The Constitution created a federal government with limited and enumerated powers, but it did not diminish the power of the states. Indeed, Article IV, section 4 of the Constitution guarantees “to every state in this union a republican form of government.” The Bill of Rights was added to the Constitution expressly to assuage fears that the federal government would have too much power over the states.
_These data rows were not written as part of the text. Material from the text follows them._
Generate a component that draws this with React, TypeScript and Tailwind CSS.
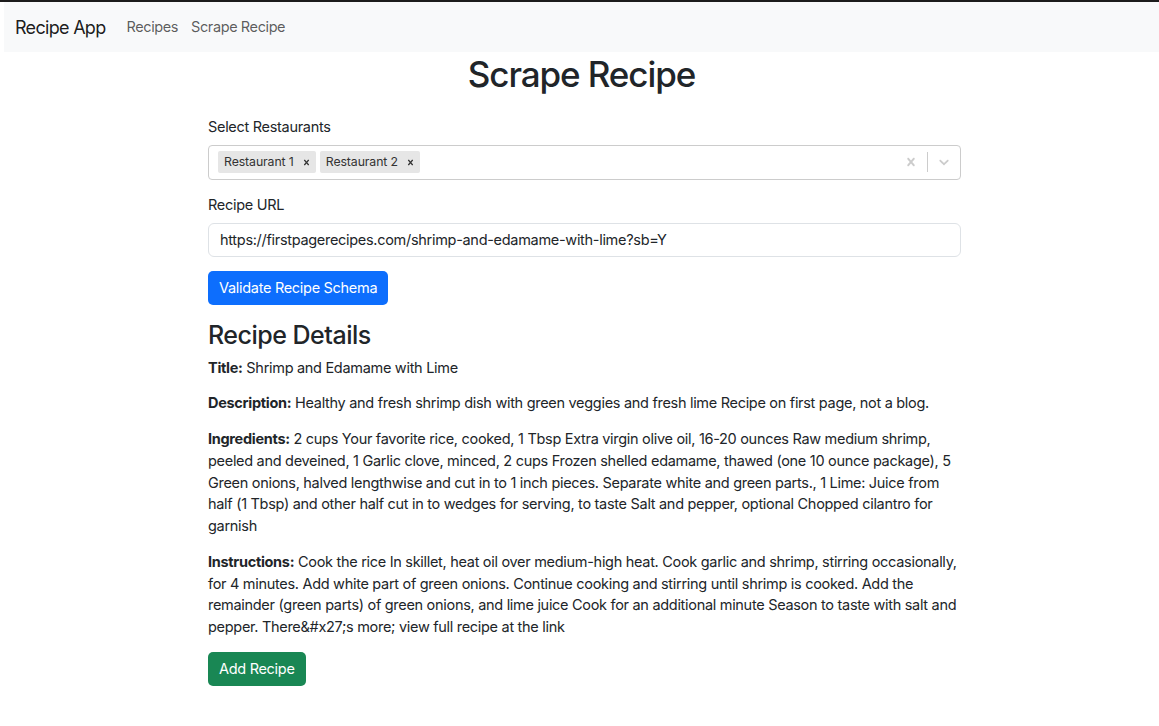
import React from "react";

const font = { fontFamily: 'Inter, "Noto Sans", "Liberation Sans", sans-serif' };

const xPath =
  "M14.348 14.849c-.469.469-1.229.469-1.697 0L10 11.819l-2.651 3.029c-.469.469-1.229.469-1.697 0-.469-.469-.469-1.229 0-1.697l2.758-3.15-2.759-3.152c-.469-.469-.469-1.228 0-1.697.469-.469 1.228-.469 1.697 0L10 8.183l2.651-3.031c.469-.469 1.228-.469 1.697 0 .469.469.469 1.229 0 1.697l-2.758 3.152 2.758 3.15c.469.469.469 1.229 0 1.698z";

function Chip({ label }: { label: string }) {
  return (
    <div className="flex items-center bg-[#e6e6e6] rounded-[2px] h-[22px] mr-[4px]">
      <span className="text-[12.3px] tracking-[-0.1px] text-[#333] pl-[6px] pr-[4px]">{label}</span>
      <span className="flex items-center justify-center w-[18px] h-full text-[#333]">
        <svg width="11" height="11" viewBox="0 0 20 20" fill="currentColor">
          <path d={xPath} />
        </svg>
      </span>
    </div>
  );
}

export default function App() {
  return (
    <div className="min-h-[726px] bg-white text-[#212529] tracking-[-0.3px]" style={font}>
      <div className="h-[2px] bg-[#1c1c1c]" />
      <nav className="ml-[4px] h-[50px] bg-[#f8f9fa] flex items-center pl-[11px]">
        <span className="text-[18px] text-[#000000e6] mr-[21px] tracking-[-0.7px]">Recipe App</span>
        <span className="text-[14.5px] text-[#000000a6] mr-[13px] tracking-[-0.4px]">Recipes</span>
        <span className="text-[14.5px] text-[#000000a6] tracking-[-0.4px]">Scrape Recipe</span>
      </nav>
      <div className="pl-[4px]">
        <h1 className="text-center text-[35px] font-medium leading-[43px] mt-[1px] tracking-[-1.1px]">Scrape Recipe</h1>
        <div className="w-[753px] ml-[204px] mt-[20px] text-[14.5px] leading-[21.75px]">
          <label className="block">Select Restaurants</label>
          <div className="mt-[7px] h-[35px] border border-[#cccccc] rounded-[4px] flex items-center">
            <div className="flex-1 flex items-center pl-[9px]">
              <Chip label="Restaurant 1" />
              <Chip label="Restaurant 2" />
            </div>
            <div className="flex items-center h-full">
              <span className="text-[#cccccc] px-[8px] flex items-center">
                <svg width="16" height="16" viewBox="0 0 20 20" fill="currentColor">
                  <path d={xPath} />
                </svg>
              </span>
              <span className="w-px h-[20px] bg-[#cccccc]" />
              <span className="text-[#cccccc] px-[8px] flex items-center">
                <svg width="16" height="16" viewBox="0 0 20 20" fill="currentColor">
                  <path d="M4.516 7.548c0.436-0.446 1.043-0.481 1.576 0l3.908 3.747 3.908-3.747c0.533-0.481 1.141-0.446 1.574 0 0.436 0.445 0.408 1.197 0 1.615-0.406 0.418-4.695 4.502-4.695 4.502-0.217 0.223-0.502 0.335-0.787 0.335s-0.57-0.112-0.789-0.335c0 0-4.287-4.084-4.695-4.502s-0.436-1.17 0-1.615z" />
                </svg>
              </span>
            </div>
          </div>
          <label className="block mt-[14px]">Recipe URL</label>
          <div className="mt-[7px] h-[34px] border border-[#dee2e6] rounded-[6px] flex items-center px-[11px]">
            https://firstpagerecipes.com/shrimp-and-edamame-with-lime?sb=Y
          </div>
          <button className="mt-[14px] h-[34px] px-[11px] rounded-[5px] bg-[#0d6efd] text-white text-[14.5px]">
            Validate Recipe Schema
          </button>
          <h2 className="mt-[15px] text-[25px] font-medium leading-[30px] tracking-[-0.5px]">Recipe Details</h2>
          <div className="mt-[7px]">
            <p className="mb-[14px]"><b className="font-bold">Title:</b> Shrimp and Edamame with Lime</p>
            <p className="mb-[14px]"><b className="font-bold">Description:</b> Healthy and fresh shrimp dish with green veggies and fresh lime Recipe on first page, not a blog.</p>
            <p className="mb-[14px]"><b className="font-bold">Ingredients:</b> 2 cups Your favorite rice, cooked, 1 Tbsp Extra virgin olive oil, 16-20 ounces Raw medium shrimp, peeled and deveined, 1 Garlic clove, minced, 2 cups Frozen shelled edamame, thawed (one 10 ounce package), 5 Green onions, halved lengthwise and cut in to 1 inch pieces. Separate white and green parts., 1 Lime: Juice from half (1 Tbsp) and other half cut in to wedges for serving, to taste Salt and pepper, optional Chopped cilantro for garnish</p>
            <p className="mb-[14px]"><b className="font-bold">Instructions:</b> Cook the rice In skillet, heat oil over medium-high heat. Cook garlic and shrimp, stirring occasionally, for 4 minutes. Add white part of green onions. Continue cooking and stirring until shrimp is cooked. Add the remainder (green parts) of green onions, and lime juice Cook for an additional minute Season to taste with salt and pepper. There&amp;#x27;s more; view full recipe at the link</p>
          </div>
          <button className="h-[34px] px-[11px] rounded-[5px] bg-[#198754] text-white text-[14.5px]">
            Add Recipe
          </button>
        </div>
      </div>
    </div>
  );
}
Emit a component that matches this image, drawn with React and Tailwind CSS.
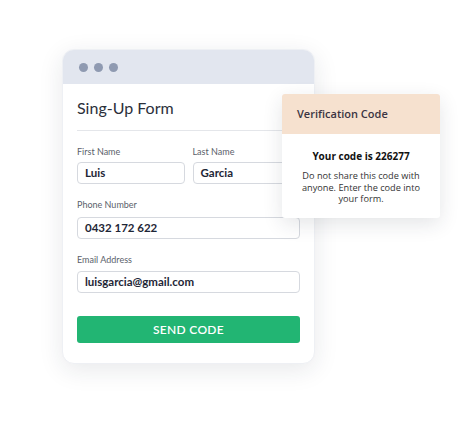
import React from 'react';

const Field = ({ label, value, className = '', labelMt = 'mt-[14px]', inputMt = 'mt-[3px]' }) => (
  <div className={className}>
    <div className={`${labelMt} h-[14px] leading-[14px] text-[9px] text-[#5b5f6b]`}>{label}</div>
    <div className={`${inputMt} h-[22px] rounded-[4px] border border-[#d6d9df] bg-white px-[7px] flex items-center text-[11.5px] font-bold text-[#1e2636]`}>
      {value}
    </div>
  </div>
);

const App = () => {
  return (
    <div
      className="relative w-[474px] h-[439px] bg-white overflow-hidden"
      style={{ fontFamily: 'Lato, "Liberation Sans", sans-serif' }}
    >
      <div className="pt-[49px] pl-[62px]">
        {/* Main form card */}
        <div className="w-[253px] rounded-[12px] bg-white shadow-[0_6px_24px_rgba(30,41,59,0.10)] border border-[#eef0f4] overflow-hidden">
          <div className="h-[34px] bg-[#e2e6ef] flex items-center gap-[6px] pl-[16px]">
            <span className="w-[9px] h-[9px] rounded-full bg-[#8f9ab1]" />
            <span className="w-[9px] h-[9px] rounded-full bg-[#8f9ab1]" />
            <span className="w-[9px] h-[9px] rounded-full bg-[#8f9ab1]" />
          </div>
          <div className="px-[14px] pb-[20px]">
            <div className="mt-[15px] h-[18px] leading-[18px] text-[16px] text-[#2b2f3a]">Sing-Up Form</div>
            <div className="mt-[13px] border-t border-[#e4e6ea]" />
            <div className="grid grid-cols-2 gap-x-[8px]">
              <Field label="First Name" value="Luis" />
              <Field label="Last Name" value="Garcia" />
            </div>
            <Field label="Phone Number" value="0432 172 622" labelMt="mt-[14px]" inputMt="mt-[5px]" />
            <Field label="Email Address" value="luisgarcia@gmail.com" labelMt="mt-[14px]" inputMt="mt-[4px]" />
            <button className="mt-[23px] w-full h-[27px] rounded-[3px] bg-[#22b573] text-white text-[12px] font-semibold tracking-[0.3px] flex items-center justify-center">
              SEND CODE
            </button>
          </div>
        </div>
      </div>

      {/* Verification popup */}
      <div
        className="absolute left-[282px] top-[94px] w-[158px] bg-white rounded-[3px] shadow-[0_6px_20px_rgba(30,41,59,0.12)] overflow-hidden"
        style={{ fontFamily: '"Open Sans", Lato, "Liberation Sans", sans-serif' }}
      >
        <div className="h-[40px] bg-[#f6e1cf] flex items-center pl-[15px] text-[11px] font-semibold text-[#3b3442]">
          Verification Code
        </div>
        <div className="px-[18px] pt-[16px] pb-[13px] text-center">
          <div className="text-[10px] font-bold text-[#111] leading-[13px]">Your code is 226277</div>
          <div className="mt-[7px] text-[9.2px] leading-[11.5px] text-[#333]">
            Do not share this code with anyone. Enter the code into your form.
          </div>
        </div>
      </div>
    </div>
  );
};

export default App;
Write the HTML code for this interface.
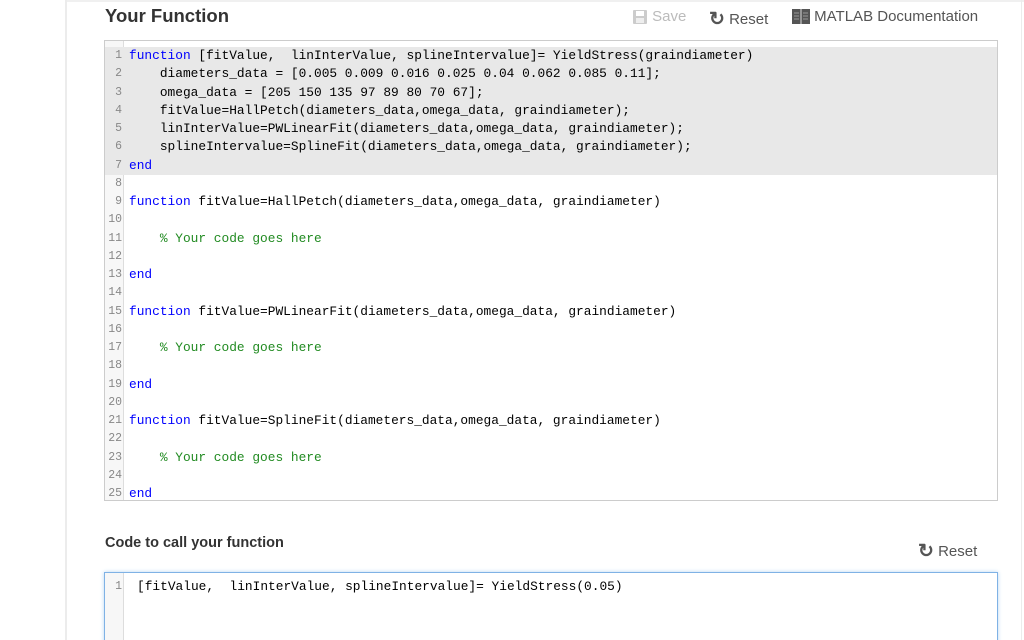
<!DOCTYPE html>
<html><head><style>
html,body{margin:0;width:1024px;height:640px;overflow:hidden}
body{background:#fff;font-family:"Liberation Sans",sans-serif;position:relative}
.lside{position:absolute;left:0;top:0;width:65px;height:640px;background:#fff;border-right:2px solid #ececec}
.rside{position:absolute;left:1021px;top:0;width:3px;height:640px;border-left:1px solid #ececec}
.topsh{position:absolute;left:0;top:0;width:1024px;height:2px;background:#f0f0f0}
h2{position:absolute;left:105px;top:5px;margin:0;font-size:18.5px;font-weight:bold;color:#333}
.tb{position:absolute;top:8px;font-size:15px;color:#555;display:flex;align-items:center}
.ed{position:absolute;left:104px;width:892px;border:1px solid #ccc;background:#fff;overflow:hidden}
.gut{position:absolute;left:0;top:0;bottom:0;width:18px;background:#f7f7f7;border-right:1px solid #ddd}
.lines{position:absolute;left:0;top:6px;right:0;font-family:"Liberation Mono",monospace;font-size:12.85px;line-height:18.25px;color:#000}
.ln{height:18.25px;white-space:pre;position:relative}
.ln .n{position:absolute;left:0;width:17px;text-align:right;color:#888;font-size:11.5px}
.ln .c{position:absolute;left:24px}
.hl{background:#e8e8e8}
.k{color:#0000ff}.g{color:#228b22}
h3{position:absolute;left:105px;top:535px;margin:0;font-size:14.5px;font-weight:bold;color:#333}
</style></head><body>
<div class="topsh"></div><div class="lside"></div><div class="rside"></div>
<h2>Your Function</h2>
<div class="tb" style="left:632px;color:#bbb"><svg width="16" height="16" viewBox="0 0 16 16"><rect x="1" y="1" width="14" height="14" rx="1" fill="#ccc"/><rect x="4" y="2" width="8" height="5" fill="#fff"/><rect x="4" y="9" width="8" height="5" fill="#eee"/></svg>&nbsp;Save</div>
<div class="tb" style="left:709px"><span style="font-size:19px;font-weight:bold;color:#555">&#x21BB;</span>&nbsp;Reset</div>
<div class="tb" style="left:792px"><svg width="18" height="15" viewBox="0 0 18 15"><rect x="0" y="0" width="18" height="15" fill="#555"/><rect x="8.5" y="0" width="1" height="15" fill="#ddd"/><path d="M2 4h5M2 7h5M2 10h5M11 4h5M11 7h5M11 10h5" stroke="#999" stroke-width="1"/></svg>&nbsp;MATLAB Documentation</div>
<div class="ed" style="top:40px;height:459px"><div class="gut"></div>
<div class="lines">
<div class="ln hl"><span class="n">1</span><span class="c"><span class="k">function</span> [fitValue,  linInterValue, splineIntervalue]= YieldStress(graindiameter)</span></div>
<div class="ln hl"><span class="n">2</span><span class="c">    diameters_data = [0.005 0.009 0.016 0.025 0.04 0.062 0.085 0.11];</span></div>
<div class="ln hl"><span class="n">3</span><span class="c">    omega_data = [205 150 135 97 89 80 70 67];</span></div>
<div class="ln hl"><span class="n">4</span><span class="c">    fitValue=HallPetch(diameters_data,omega_data, graindiameter);</span></div>
<div class="ln hl"><span class="n">5</span><span class="c">    linInterValue=PWLinearFit(diameters_data,omega_data, graindiameter);</span></div>
<div class="ln hl"><span class="n">6</span><span class="c">    splineIntervalue=SplineFit(diameters_data,omega_data, graindiameter);</span></div>
<div class="ln hl"><span class="n">7</span><span class="c"><span class="k">end</span></span></div>
<div class="ln"><span class="n">8</span></div>
<div class="ln"><span class="n">9</span><span class="c"><span class="k">function</span> fitValue=HallPetch(diameters_data,omega_data, graindiameter)</span></div>
<div class="ln"><span class="n">10</span></div>
<div class="ln"><span class="n">11</span><span class="c">    <span class="g">% Your code goes here</span></span></div>
<div class="ln"><span class="n">12</span></div>
<div class="ln"><span class="n">13</span><span class="c"><span class="k">end</span></span></div>
<div class="ln"><span class="n">14</span></div>
<div class="ln"><span class="n">15</span><span class="c"><span class="k">function</span> fitValue=PWLinearFit(diameters_data,omega_data, graindiameter)</span></div>
<div class="ln"><span class="n">16</span></div>
<div class="ln"><span class="n">17</span><span class="c">    <span class="g">% Your code goes here</span></span></div>
<div class="ln"><span class="n">18</span></div>
<div class="ln"><span class="n">19</span><span class="c"><span class="k">end</span></span></div>
<div class="ln"><span class="n">20</span></div>
<div class="ln"><span class="n">21</span><span class="c"><span class="k">function</span> fitValue=SplineFit(diameters_data,omega_data, graindiameter)</span></div>
<div class="ln"><span class="n">22</span></div>
<div class="ln"><span class="n">23</span><span class="c">    <span class="g">% Your code goes here</span></span></div>
<div class="ln"><span class="n">24</span></div>
<div class="ln"><span class="n">25</span><span class="c"><span class="k">end</span></span></div>
</div></div>
<h3>Code to call your function</h3>
<div class="tb" style="left:918px;top:540px"><span style="font-size:19px;font-weight:bold;color:#555">&#x21BB;</span>&nbsp;Reset</div>
<div class="ed" style="top:572px;height:80px;border-color:#7fb2e5;box-shadow:0 0 4px #b8d6f3"><div class="gut" style="width:18px"></div>
<div class="lines" style="top:5px"><div class="ln"><span class="n">1</span><span class="c" style="left:32px">[fitValue,  linInterValue, splineIntervalue]= YieldStress(0.05)</span></div></div></div>
</body></html>
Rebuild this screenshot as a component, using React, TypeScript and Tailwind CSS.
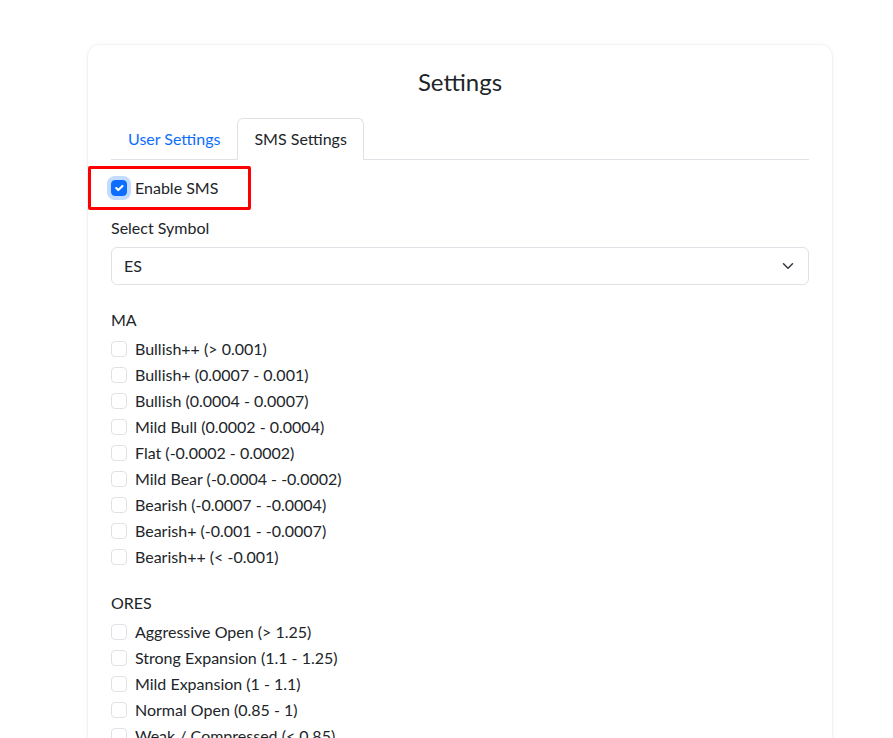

The framers did not disdain self-government; they insisted on it. They feared the power of “faction” but mitigated the dangers of democracy by diffusing it, not eliminating it. The framers were not opposed to popular government; they regarded accountability to the voters as essential to the maintenance of freedom and the avoidance of tyranny. The “consent of the governed” was a familiar theme in The Federalist Papers. Madison talks about the importance of “republican principles” in Federalist No. 39: no other form of government, he stated, “would be reconcilable with the genius of the people of America; [or] with the fundamental principles of the Revolution.” What did the framers believe to be the “distinctive characters of the republican form”? In Federalist No. 39, Madison cites several “essential” features: the government must derive “all its powers directly or indirectly from the great body of the people”; and government officials must be accountable to the voters by holding their offices “for a limited period.”
The framers were not libertarians; they were realists about human nature and deeply distrustful of it. What they feared most was the concentration of power in a single government official or branch of government. In Federalist No. 51, Madison explained the importance of, and rationale for, the republican form of government:
It may be a reflection on human nature that such devices should be necessary to control the abuses of government. But what is government itself but the greatest of all reflections on human nature? If men were angels, no government would be necessary. If angels were to govern men, neither external nor internal controls on government would be necessary. In framing a government which is to be administered by men over men, the great difficulty lies in this: you must first enable the government to control the governed; and in the next place oblige it to control itself. A dependence on the people is, no doubt, the primary control on the government; but experience has taught mankind the necessity of auxiliary precautions [emphasis added].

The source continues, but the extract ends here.